Now, much of the country's natural gas has low pressure, and that complicates its usage as a conventionally extracted and transported energy source.

So they decided to augment this policy by building a gas-to-liquids (GTL) facility facility—the first in Eurasia and only the third of its kind in the world (after Qatar and Malaysia). The plan was for the plant to produce annually more than 1.4 million tons (10.3 million barrels) of diesel, jet fuel, naphtha (a distillate product best known as a feedstock for high-octane gasoline), and LPG.

An agreement with Malaysian oil major PETRONAS and South African Sasol Ltd. (NYSE:SSL) followed in 2009 to create the joint venture charged with building the GTL plant. Sasol owns the technology and has built the other two GTL plants in existence.

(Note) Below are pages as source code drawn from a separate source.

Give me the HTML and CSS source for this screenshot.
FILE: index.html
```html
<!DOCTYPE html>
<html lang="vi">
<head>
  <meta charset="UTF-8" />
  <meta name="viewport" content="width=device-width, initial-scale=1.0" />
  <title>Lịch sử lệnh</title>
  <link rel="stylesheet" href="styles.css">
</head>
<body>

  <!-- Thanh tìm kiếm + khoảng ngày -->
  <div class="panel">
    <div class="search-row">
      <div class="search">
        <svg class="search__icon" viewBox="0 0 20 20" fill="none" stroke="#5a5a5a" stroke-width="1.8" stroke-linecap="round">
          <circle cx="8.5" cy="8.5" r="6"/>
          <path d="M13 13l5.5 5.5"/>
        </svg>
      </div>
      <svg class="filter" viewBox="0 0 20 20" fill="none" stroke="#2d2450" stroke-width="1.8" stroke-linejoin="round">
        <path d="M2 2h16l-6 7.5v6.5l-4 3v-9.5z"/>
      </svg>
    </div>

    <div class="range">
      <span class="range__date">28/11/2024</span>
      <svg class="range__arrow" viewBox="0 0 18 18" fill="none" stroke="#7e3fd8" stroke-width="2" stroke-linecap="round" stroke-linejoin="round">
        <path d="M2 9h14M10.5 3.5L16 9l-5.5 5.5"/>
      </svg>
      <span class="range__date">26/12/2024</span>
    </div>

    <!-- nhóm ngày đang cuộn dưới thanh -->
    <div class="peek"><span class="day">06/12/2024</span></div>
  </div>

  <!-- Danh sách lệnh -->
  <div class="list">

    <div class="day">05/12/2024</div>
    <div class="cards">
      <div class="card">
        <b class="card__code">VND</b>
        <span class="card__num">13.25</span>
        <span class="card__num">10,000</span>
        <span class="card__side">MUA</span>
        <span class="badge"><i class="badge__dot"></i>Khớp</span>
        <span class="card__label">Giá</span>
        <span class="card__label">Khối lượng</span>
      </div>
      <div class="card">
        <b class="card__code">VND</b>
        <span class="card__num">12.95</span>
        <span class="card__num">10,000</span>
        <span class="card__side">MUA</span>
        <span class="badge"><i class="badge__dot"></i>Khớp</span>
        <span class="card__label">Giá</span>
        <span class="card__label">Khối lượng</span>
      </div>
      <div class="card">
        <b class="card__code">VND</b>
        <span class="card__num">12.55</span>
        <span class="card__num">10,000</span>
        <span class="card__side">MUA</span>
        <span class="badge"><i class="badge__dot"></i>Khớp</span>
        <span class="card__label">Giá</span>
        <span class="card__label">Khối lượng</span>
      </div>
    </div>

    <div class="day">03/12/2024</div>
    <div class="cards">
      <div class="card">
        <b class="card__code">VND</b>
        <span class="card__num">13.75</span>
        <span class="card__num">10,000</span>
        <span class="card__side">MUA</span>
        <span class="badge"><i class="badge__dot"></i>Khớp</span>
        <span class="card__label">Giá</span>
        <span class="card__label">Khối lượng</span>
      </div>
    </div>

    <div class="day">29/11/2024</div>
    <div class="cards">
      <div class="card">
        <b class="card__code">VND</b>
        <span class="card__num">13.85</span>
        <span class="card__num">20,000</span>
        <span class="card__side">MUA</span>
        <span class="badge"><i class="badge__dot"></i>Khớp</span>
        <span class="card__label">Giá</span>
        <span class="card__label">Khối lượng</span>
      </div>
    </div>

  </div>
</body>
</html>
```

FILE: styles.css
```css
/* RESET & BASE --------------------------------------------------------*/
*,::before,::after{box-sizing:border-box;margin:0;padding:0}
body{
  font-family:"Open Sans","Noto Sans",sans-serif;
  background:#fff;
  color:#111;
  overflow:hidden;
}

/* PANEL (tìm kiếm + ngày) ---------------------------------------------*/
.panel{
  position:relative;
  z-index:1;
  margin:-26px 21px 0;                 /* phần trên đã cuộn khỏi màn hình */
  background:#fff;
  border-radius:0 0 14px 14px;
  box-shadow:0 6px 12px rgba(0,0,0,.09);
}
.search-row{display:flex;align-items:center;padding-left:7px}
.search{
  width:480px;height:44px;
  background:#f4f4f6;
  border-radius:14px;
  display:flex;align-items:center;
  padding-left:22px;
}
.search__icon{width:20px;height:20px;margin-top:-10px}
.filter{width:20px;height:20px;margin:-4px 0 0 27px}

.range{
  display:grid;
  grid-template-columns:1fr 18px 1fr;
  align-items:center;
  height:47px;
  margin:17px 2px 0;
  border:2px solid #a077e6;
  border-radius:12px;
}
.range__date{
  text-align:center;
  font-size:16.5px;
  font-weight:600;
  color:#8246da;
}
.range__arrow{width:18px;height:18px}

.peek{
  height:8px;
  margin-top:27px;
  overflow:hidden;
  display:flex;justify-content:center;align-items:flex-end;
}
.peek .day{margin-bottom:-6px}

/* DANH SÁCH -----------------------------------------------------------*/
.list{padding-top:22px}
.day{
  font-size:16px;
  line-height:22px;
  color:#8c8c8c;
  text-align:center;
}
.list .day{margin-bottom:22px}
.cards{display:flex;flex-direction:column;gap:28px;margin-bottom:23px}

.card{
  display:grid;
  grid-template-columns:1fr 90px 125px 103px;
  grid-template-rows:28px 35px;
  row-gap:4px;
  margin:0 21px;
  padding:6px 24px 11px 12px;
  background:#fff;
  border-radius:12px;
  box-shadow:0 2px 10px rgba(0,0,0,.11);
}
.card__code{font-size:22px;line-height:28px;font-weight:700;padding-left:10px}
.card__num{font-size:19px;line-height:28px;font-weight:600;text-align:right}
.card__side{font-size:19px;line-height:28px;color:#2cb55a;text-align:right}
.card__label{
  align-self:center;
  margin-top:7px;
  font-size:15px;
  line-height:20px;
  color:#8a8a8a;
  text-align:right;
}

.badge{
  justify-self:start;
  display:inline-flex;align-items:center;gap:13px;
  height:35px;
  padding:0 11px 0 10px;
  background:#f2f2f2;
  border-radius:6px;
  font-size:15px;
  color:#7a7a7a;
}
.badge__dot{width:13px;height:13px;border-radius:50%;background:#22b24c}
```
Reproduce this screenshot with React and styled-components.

Then the problems started. . .

This Is an Expensive Endeavor

A GTL project is a capital-intensive endeavor anywhere, and investors have to wait a long time for payback.

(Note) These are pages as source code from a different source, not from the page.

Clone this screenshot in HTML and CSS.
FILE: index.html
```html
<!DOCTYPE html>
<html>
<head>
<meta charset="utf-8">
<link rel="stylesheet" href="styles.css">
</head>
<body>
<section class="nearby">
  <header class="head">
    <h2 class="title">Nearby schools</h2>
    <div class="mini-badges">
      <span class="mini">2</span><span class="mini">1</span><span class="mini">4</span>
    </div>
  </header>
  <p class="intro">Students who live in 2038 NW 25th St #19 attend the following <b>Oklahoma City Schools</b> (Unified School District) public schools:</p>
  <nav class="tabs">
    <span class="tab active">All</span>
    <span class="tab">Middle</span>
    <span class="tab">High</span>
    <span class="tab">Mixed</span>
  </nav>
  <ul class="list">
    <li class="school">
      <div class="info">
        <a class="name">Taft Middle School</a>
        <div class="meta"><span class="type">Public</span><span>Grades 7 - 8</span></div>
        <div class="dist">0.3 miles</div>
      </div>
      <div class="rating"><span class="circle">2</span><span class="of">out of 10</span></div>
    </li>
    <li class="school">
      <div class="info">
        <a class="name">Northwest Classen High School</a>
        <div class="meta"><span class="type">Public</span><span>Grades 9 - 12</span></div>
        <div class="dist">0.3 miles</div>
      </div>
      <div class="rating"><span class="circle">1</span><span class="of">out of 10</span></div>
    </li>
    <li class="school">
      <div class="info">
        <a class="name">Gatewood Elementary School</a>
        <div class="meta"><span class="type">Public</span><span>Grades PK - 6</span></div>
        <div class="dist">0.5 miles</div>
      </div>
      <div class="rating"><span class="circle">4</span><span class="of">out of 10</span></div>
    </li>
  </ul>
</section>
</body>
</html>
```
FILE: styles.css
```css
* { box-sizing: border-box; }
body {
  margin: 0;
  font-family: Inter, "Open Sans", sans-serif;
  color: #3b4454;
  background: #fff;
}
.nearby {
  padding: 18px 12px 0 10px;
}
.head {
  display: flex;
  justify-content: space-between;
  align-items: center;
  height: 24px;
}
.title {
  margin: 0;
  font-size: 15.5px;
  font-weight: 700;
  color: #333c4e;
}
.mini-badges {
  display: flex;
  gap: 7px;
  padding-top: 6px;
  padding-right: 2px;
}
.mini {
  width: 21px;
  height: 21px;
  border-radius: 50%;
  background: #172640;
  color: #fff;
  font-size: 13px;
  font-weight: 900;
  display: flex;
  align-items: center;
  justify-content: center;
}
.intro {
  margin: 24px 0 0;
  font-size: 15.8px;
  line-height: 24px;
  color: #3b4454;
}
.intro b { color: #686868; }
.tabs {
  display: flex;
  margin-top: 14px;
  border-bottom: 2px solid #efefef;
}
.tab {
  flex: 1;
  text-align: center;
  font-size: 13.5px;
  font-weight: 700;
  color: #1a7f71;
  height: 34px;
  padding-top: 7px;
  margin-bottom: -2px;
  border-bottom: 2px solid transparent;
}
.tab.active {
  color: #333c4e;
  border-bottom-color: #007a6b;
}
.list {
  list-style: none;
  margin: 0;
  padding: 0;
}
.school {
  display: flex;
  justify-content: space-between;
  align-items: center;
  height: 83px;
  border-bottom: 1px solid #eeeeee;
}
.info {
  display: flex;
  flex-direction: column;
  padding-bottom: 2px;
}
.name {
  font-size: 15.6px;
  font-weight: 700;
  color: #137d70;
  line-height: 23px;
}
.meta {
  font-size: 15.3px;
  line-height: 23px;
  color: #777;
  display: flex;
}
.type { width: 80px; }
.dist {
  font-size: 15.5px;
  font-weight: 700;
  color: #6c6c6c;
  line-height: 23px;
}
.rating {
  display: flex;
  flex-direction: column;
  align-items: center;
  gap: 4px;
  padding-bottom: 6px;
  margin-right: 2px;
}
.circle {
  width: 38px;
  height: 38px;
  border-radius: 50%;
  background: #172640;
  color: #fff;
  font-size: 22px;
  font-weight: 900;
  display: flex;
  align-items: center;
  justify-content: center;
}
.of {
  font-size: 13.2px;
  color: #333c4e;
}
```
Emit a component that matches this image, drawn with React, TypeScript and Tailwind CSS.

Estimating how much one of these gas-to-liquids facilities will cost is always a tricky proposition. But Uzbekistan has additional problems, owing to its geographical location, infrastructure problems, and low economic growth rate.

The primary problem emerged in attempting to estimate how much the resulting value-added products (CNG, LPG, LNG) would actually cost.

Hardly helps matters if trying to solve one problem merely creates another—like consumers going broke trying to fill their tanks!

One of the largest shortcomings of GTL is the efficiency of the overall process. There is a significant loss of raw material during the chemical reactions involved in the GTL cycle, making the overall cost effectiveness a very debatable matter.

(Sasol perfected the process for the South African economy during Apartheid, when international sanctions prevented the easy importing of energy. That may well have spurred on a technological breakthrough, but it hardly resulted in low-cost consumer products.)

In Uzbekistan, Sasol is now saying the GTL plant will cost considerably more than the $2.7B revised price tag offered last year. And PETRONAS is downsizing its partnership position in the joint venture supposed to build the plant.

This is becoming a major crisis in a country that intended to lead the world in moving from crude oil to natural gas as a vehicle fuel.

They have plants being built to retrofit vehicle engines, and they have a network of CNG and LPG stations going up nationwide to service those vehicles.

Unfortunately, they no longer have a guarantee that there will be fuel to put in them. . .

Why This Matters to Us (as Consumers and Investors)

In the U.S., there is an overabundance of unconventional gas from shale, coal bed methane, and tight gas wells. In fact, the current production base could easily increase the amount of natural gas being extracted by 25% to 30% a year, if the volume had a ready end use.

There are several outlets for new volume, like the additional transfer from coal to natural gas as the feeder energy stock for electricity generation, or the export of LNG to the hungry European and Asian markets.

However, the real prize would be using that gas to power our own vehicles.

Until the use of gasoline and diesel for transportation is confronted with a viable alternative fuel—capable of broad-based expansion and having a sufficient infrastructure for supply and service—we remain a crude oil-based economy.

Now there have been some dramatic developments, both in building (and retrofitting) vehicle engines to work on gas-based fuels and in providing a wider network for fuel dispensing (primarily CNG pumps, at the moment).

Already, fleets of trucks that used to run on diesel, and metropolitan buses that used to run on gasoline, are now using natural gas-based fuels.

Yet to make a transition genuinely possible, it is the passenger market that needs to be breached.

Even then, there will remain a need for gasoline and diesel availability during a transition period—and beyond.

Unless the EPA (or state equivalents) passes regulations outlawing hydrocarbon transport systems altogether, the traditional internal combustion engine will continue to occupy some percentage of the transportation sector—even when most of us are driving vehicles powered by natural gas or electricity (or hydrogen or. . .).

This is why what is happening more than halfway around the world in Uzbekistan has relevance for us.

To pull off a genuine transition in fuel source, three things are necessary: power systems (engines), a workable distribution system. . .

. . .and sufficient fuel.

As we move closer to looking at a serious transition in the way we move from one place to another, keep in mind that all three of these are necessary.

It doesn't help if somebody comes up with the new engine or builds the distribution network.

If we do not have enough fuel (preferably at less than an equivalent of $5 a gallon), it won't fly, Orville. And that may be what we're seeing in Uzbekistan right now.

Investing in the sector needs to have the same perspective. Don't expect to make a fortune off of this "Brave New World" unless all three factors are in the cards.